▼
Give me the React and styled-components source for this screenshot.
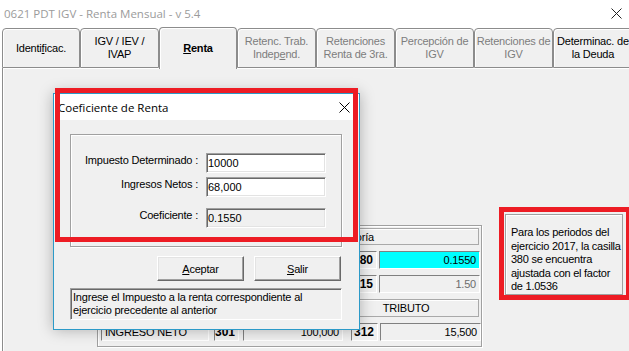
import styled, { createGlobalStyle } from 'styled-components';

const GlobalStyle = createGlobalStyle`
  html, body {
    margin: 0;
    padding: 0;
    background: #f0f0f0;
  }
  body {
    font-family: "Liberation Sans", Arial, sans-serif;
    font-size: 11px;
    letter-spacing: -0.2px;
    color: #000;
  }
`;

const tabs = [
  { w: 78, label: <>Identi<u>f</u>icac.</> },
  { w: 79, label: <>IGV / IEV /<br />IVAP</> },
  { w: 78, label: <><u>R</u>enta</>, active: true },
  { w: 79, label: <>Retenc. Trab.<br />Indep<u>e</u>nd.</>, disabled: true },
  { w: 79, label: <>Retenciones<br />Renta de 3ra.</>, disabled: true },
  { w: 79, label: <>Percepción de<br />IGV</>, disabled: true },
  { w: 79, label: <>Retenciones de<br />IGV</>, disabled: true },
  { w: 80, label: <>Determinac. de<br />la Deuda</> },
];

const infoLines = [
  'Para los periodos del',
  'ejercicio 2017, la casilla',
  '380 se encuentra',
  'ajustada con el factor',
  'de 1.0536',
];

function CloseGlyph({ color = '#000' }) {
  return (
    <svg width="11" height="11" viewBox="0 0 11 11" aria-hidden="true">
      <path d="M0.5 0.5 L10.5 10.5 M10.5 0.5 L0.5 10.5" stroke={color} strokeWidth="1" fill="none" />
    </svg>
  );
}

export default function App() {
  return (
    <>
      <GlobalStyle />
      <Window>
        <TitleBar>
          <span>0621 PDT IGV - Renta Mensual - v 5.4</span>
          <CloseGlyph color="#222" />
        </TitleBar>

        <TabStrip>
          {tabs.map((t, i) => (
            <Tab key={i} $w={t.w} $active={t.active} $disabled={t.disabled}>
              <span>{t.label}</span>
            </Tab>
          ))}
        </TabStrip>

        <TabPanel>
          <DataPanel>
            <Row $h={17}>
              <Cell $kind="head" $w={378} $ml={3} $pr={104}>Renta de Tercera Categoría</Cell>
            </Row>
            <Row $h={18}>
              <Cell $kind="label" $w={247} $ml={3} />
              <Cell $kind="code" $w={27} $ml={2}>380</Cell>
              <Cell $kind="value" $w={101} $ml={2} $bg="#00ffff">0.1550</Cell>
            </Row>
            <Row $h={18}>
              <Cell $kind="label" $w={247} $ml={3} />
              <Cell $kind="code" $w={27} $ml={2}>315</Cell>
              <Cell $kind="value" $w={101} $ml={2} $muted>1.50</Cell>
            </Row>
            <Row $h={18}>
              <Cell $kind="head" $w={240} $ml={3} />
              <Cell $kind="head" $w={129} $ml={9} $center>TRIBUTO</Cell>
            </Row>
            <Row $h={18}>
              <Cell $kind="label" $w={108} $ml={3}>INGRESO NETO</Cell>
              <Cell $kind="code" $w={25} $ml={5}>301</Cell>
              <Cell $kind="value" $w={100} $ml={4}>100,000</Cell>
              <Cell $kind="code" $w={27} $ml={8}>312</Cell>
              <Cell $kind="value" $w={101} $ml={2}>15,500</Cell>
            </Row>
          </DataPanel>

          <InfoBox>
            {infoLines.map((line) => (
              <div key={line}>{line}</div>
            ))}
          </InfoBox>
        </TabPanel>

        <Dialog>
          <DialogTitle>
            <span>Coeficiente de Renta</span>
            <CloseGlyph />
          </DialogTitle>
          <DialogBody>
            <GroupBox>
              <FieldLabel $raise>Impuesto Determinado :</FieldLabel>
              <TextBox readOnly value="10000" />
              <FieldLabel $raise>Ingresos Netos :</FieldLabel>
              <TextBox readOnly value="68,000" />
              <FieldLabel $gap>Coeficiente :</FieldLabel>
              <TextBox readOnly disabled $gap value="0.1550" />
            </GroupBox>
            <ButtonRow>
              <Button><u>A</u>ceptar</Button>
              <Button><u>S</u>alir</Button>
            </ButtonRow>
            <MessageBox>
              Ingrese el Impuesto a la renta correspondiente al ejercicio precedente al anterior
            </MessageBox>
          </DialogBody>
        </Dialog>

        <Highlight $x={55} $y={88} $w={303} $h={154} />
        <Highlight $x={499} $y={207} $w={132} $h={93} />
      </Window>
    </>
  );
}

const Window = styled.div`
  position: relative;
  width: 629px;
  height: 351px;
  overflow: hidden;
  background: #fff;
  display: flex;
  flex-direction: column;
`;

const TitleBar = styled.header`
  flex: 0 0 27px;
  display: flex;
  align-items: center;
  justify-content: space-between;
  padding: 0 7px 0 4px;
  font-family: "Open Sans", "Liberation Sans", sans-serif;
  font-size: 11.5px;
  letter-spacing: 0;
  color: #9b9b9b;
`;

const TabStrip = styled.nav`
  flex: 0 0 41px;
  display: flex;
  align-items: flex-end;
  padding-left: 2px;
  background: #fff;
  position: relative;
  z-index: 1;
`;

const Tab = styled.div`
  flex: 0 0 ${(p) => p.$w}px;
  box-sizing: border-box;
  height: ${(p) => (p.$active ? 42 : 40)}px;
  margin-bottom: ${(p) => (p.$active ? -1 : 0)}px;
  border: 1px solid #8c8c8c;
  border-bottom: ${(p) => (p.$active ? 'none' : '1px solid #8c8c8c')};
  border-radius: 4px 4px 0 0;
  background: #f0f0f0;
  box-shadow: inset 1px 1px #fff;
  display: flex;
  align-items: center;
  justify-content: center;
  text-align: center;
  white-space: nowrap;
  overflow: hidden;
  line-height: 13px;
  font-weight: ${(p) => (p.$active ? 700 : 400)};
  color: ${(p) => (p.$disabled ? '#7d7d7d' : '#000')};
`;

const TabPanel = styled.main`
  flex: 1;
  margin-left: 2px;
  border-left: 1px solid #8c8c8c;
  box-shadow: inset 1px 1px #fff;
  background: #f0f0f0;
  display: flex;
  align-items: flex-start;
`;

const DataPanel = styled.section`
  box-sizing: border-box;
  width: 385px;
  height: 122px;
  margin: 157px 0 0 94px;
  padding-top: 2px;
  border: 1px solid #a0a0a0;
  box-shadow: inset 1px 1px #fff, 1px 1px #fff;
  display: flex;
  flex-direction: column;
  gap: 6px;
`;

const Row = styled.div`
  display: flex;
  height: ${(p) => p.$h}px;
`;

const alignFor = (p) => {
  if (p.$center) return 'center';
  if (p.$kind === 'head') return p.$pr ? 'flex-end' : 'center';
  if (p.$kind === 'label') return 'flex-start';
  return 'flex-end';
};

const Cell = styled.div`
  box-sizing: border-box;
  width: ${(p) => p.$w}px;
  margin-left: ${(p) => p.$ml || 0}px;
  height: 100%;
  display: flex;
  align-items: center;
  justify-content: ${alignFor};
  overflow: hidden;
  white-space: nowrap;
  padding: 0 ${(p) => p.$pr ?? (p.$center ? 20 : 3)}px 0 3px;
  border: 1px solid;
  border-color: ${(p) => (p.$kind === 'head' ? '#a9a9a9' : '#808080 #fff #fff #808080')};
  box-shadow: ${(p) => (p.$kind === 'head' ? 'inset 1px 1px #fff' : 'none')};
  background: ${(p) => p.$bg || 'transparent'};
  color: ${(p) => (p.$muted ? '#6d6d6d' : '#000')};
  font-weight: ${(p) => (p.$kind === 'code' ? 700 : 400)};
  font-size: ${(p) => (p.$kind === 'code' ? 12 : 11)}px;
  letter-spacing: ${(p) => (p.$kind === 'code' ? 0 : -0.2)}px;
`;

const InfoBox = styled.aside`
  box-sizing: border-box;
  width: 118px;
  height: 81px;
  margin: 146px 0 0 23px;
  padding: 11px 0 0 5px;
  border: 1px solid #a0a0a0;
  box-shadow: inset 1px 1px #fff;
  line-height: 13.5px;
  white-space: nowrap;
  letter-spacing: -0.25px;
`;

const Dialog = styled.div`
  position: absolute;
  left: 53px;
  top: 93px;
  width: 307px;
  height: 237px;
  box-sizing: border-box;
  border: 1px solid #2b9ac8;
  background: #f0f0f0;
  box-shadow: 0 0 14px rgba(0, 0, 0, 0.28);
  display: flex;
  flex-direction: column;
  z-index: 2;
`;

const DialogTitle = styled.div`
  flex: 0 0 26px;
  background: #fff;
  display: flex;
  align-items: center;
  justify-content: space-between;
  padding: 0 9px 0 4px;
  font-family: "Open Sans", "Liberation Sans", sans-serif;
  font-size: 11.5px;
  letter-spacing: 0;
`;

const DialogBody = styled.div`
  flex: 1;
  padding: 14px 16px 0 16px;
  display: flex;
  flex-direction: column;
`;

const GroupBox = styled.fieldset`
  box-sizing: border-box;
  margin: 0;
  width: 272px;
  height: 113px;
  padding: 18px 0 0 0;
  border: 1px solid #a0a0a0;
  box-shadow: inset 1px 1px #fff, 1px 1px #fff;
  display: grid;
  grid-template-columns: 130px 120px;
  grid-auto-rows: 20px;
  column-gap: 5px;
  row-gap: 4px;
  align-content: start;
`;

const FieldLabel = styled.label`
  text-align: right;
  padding-right: 3px;
  align-self: center;
  margin-top: ${(p) => (p.$gap ? 7 : 0)}px;
  transform: translateY(${(p) => (p.$raise ? -3 : 0)}px);
`;

const TextBox = styled.input`
  box-sizing: border-box;
  height: 20px;
  margin: ${(p) => (p.$gap ? 7 : 0)}px 0 0 0;
  padding: 0 0 0 1px;
  border: 1px solid;
  border-color: #a0a0a0 #fff #fff #a0a0a0;
  box-shadow: inset 1px 1px #696969, inset -1px -1px #e3e3e3;
  background: ${(p) => (p.disabled ? '#f0f0f0' : '#fff')};
  font-family: "Liberation Sans", Arial, sans-serif;
  font-size: 11px;
  color: #000;
  -webkit-text-fill-color: #000;
  outline: none;
`;

const ButtonRow = styled.div`
  display: flex;
  justify-content: flex-end;
  gap: 10px;
  width: 272px;
  padding-right: 1px;
  box-sizing: border-box;
  margin-top: 9px;
`;

const Button = styled.button`
  box-sizing: border-box;
  width: 87px;
  height: 25px;
  padding: 0;
  border: 1px solid;
  border-color: #fff #696969 #696969 #fff;
  box-shadow: inset -1px -1px #a0a0a0, inset 1px 1px #e3e3e3;
  background: #f0f0f0;
  font-family: "Liberation Sans", Arial, sans-serif;
  font-size: 11px;
  letter-spacing: -0.2px;
  color: #000;
`;

const MessageBox = styled.div`
  box-sizing: border-box;
  width: 272px;
  height: 32px;
  margin-top: 7px;
  padding: 2px 2px 0 2px;
  border: 1px solid;
  border-color: #a0a0a0 #fff #fff #a0a0a0;
  box-shadow: inset 1px 1px #696969;
  line-height: 13px;
`;

const Highlight = styled.div`
  position: absolute;
  left: ${(p) => p.$x}px;
  top: ${(p) => p.$y}px;
  width: ${(p) => p.$w}px;
  height: ${(p) => p.$h}px;
  box-sizing: border-box;
  border: 5px solid #ed1c24;
  pointer-events: none;
  z-index: 3;
`;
▲
_WHAT NEEDS TO BE DONE_: Take the lines from the start of the material to the line with "</TitleBar>", both included, and transcribe them exactly without the pictures.

_SOLUTION TO THE EXERCISE_:
Give me the React and styled-components source for this screenshot.
import styled, { createGlobalStyle } from 'styled-components';

const GlobalStyle = createGlobalStyle`
  html, body {
    margin: 0;
    padding: 0;
    background: #f0f0f0;
  }
  body {
    font-family: "Liberation Sans", Arial, sans-serif;
    font-size: 11px;
    letter-spacing: -0.2px;
    color: #000;
  }
`;

const tabs = [
  { w: 78, label: <>Identi<u>f</u>icac.</> },
  { w: 79, label: <>IGV / IEV /<br />IVAP</> },
  { w: 78, label: <><u>R</u>enta</>, active: true },
  { w: 79, label: <>Retenc. Trab.<br />Indep<u>e</u>nd.</>, disabled: true },
  { w: 79, label: <>Retenciones<br />Renta de 3ra.</>, disabled: true },
  { w: 79, label: <>Percepción de<br />IGV</>, disabled: true },
  { w: 79, label: <>Retenciones de<br />IGV</>, disabled: true },
  { w: 80, label: <>Determinac. de<br />la Deuda</> },
];

const infoLines = [
  'Para los periodos del',
  'ejercicio 2017, la casilla',
  '380 se encuentra',
  'ajustada con el factor',
  'de 1.0536',
];

function CloseGlyph({ color = '#000' }) {
  return (
    <svg width="11" height="11" viewBox="0 0 11 11" aria-hidden="true">
      <path d="M0.5 0.5 L10.5 10.5 M10.5 0.5 L0.5 10.5" stroke={color} strokeWidth="1" fill="none" />
    </svg>
  );
}

export default function App() {
  return (
    <>
      <GlobalStyle />
      <Window>
        <TitleBar>
          <span>0621 PDT IGV - Renta Mensual - v 5.4</span>
          <CloseGlyph color="#222" />
        </TitleBar>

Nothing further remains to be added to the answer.